The next day was the first interview we conducted on this project, which, even then, had taken years to make happen. It was with Helga Sandburg Crile, Carl and Paula Sandburg's third and only surviving daughter. I started correspondance with her back in 1992 and she was kind to entertain my inquiries and poetry. We arrived at her house to barking and playful dogs, flowers blooming throughout the garden and a welcoming subject.
Here she is discussing her father and uncle, the photographer Edward Steichen.
Helga has been, since an early age, 'Carl Sandburg's daughter'. She enjoyed it, rebelled against it and ultimately became a creative force herself writing many books of poetry, fiction and biography. Sitting and talking with her you can see it in her eyes, hear it in certain words and phrases, bits and samples of her Father's personality.
Her interview was delightful, sentimental, revealing and surprisingly straightforward in her opinions on the life of her Father and where he fits into the 20th century literary history.
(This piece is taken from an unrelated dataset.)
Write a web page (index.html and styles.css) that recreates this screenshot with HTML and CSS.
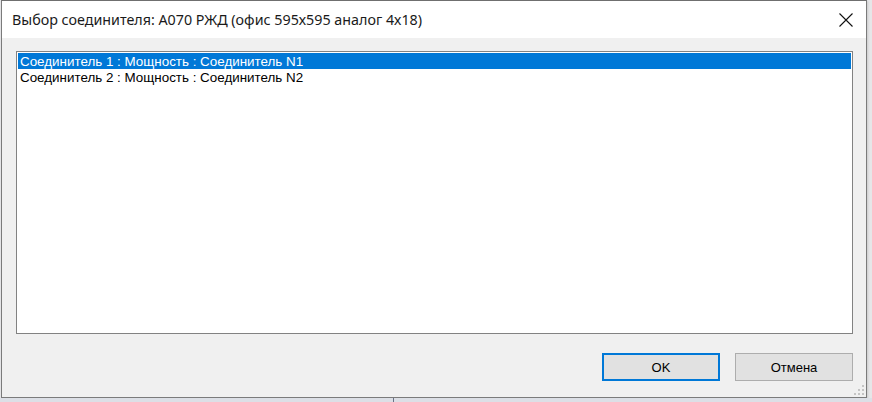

Reading books that other people have written about him can sometimes separate Sandburg the real person from the character he becomes when you read about him. In moments like this all of that changes. Real people write, real people make history, real people become the characters we read about later. For Helga, we were talking about her dad... And once again a hundred years or more were compressed down to a mere instant.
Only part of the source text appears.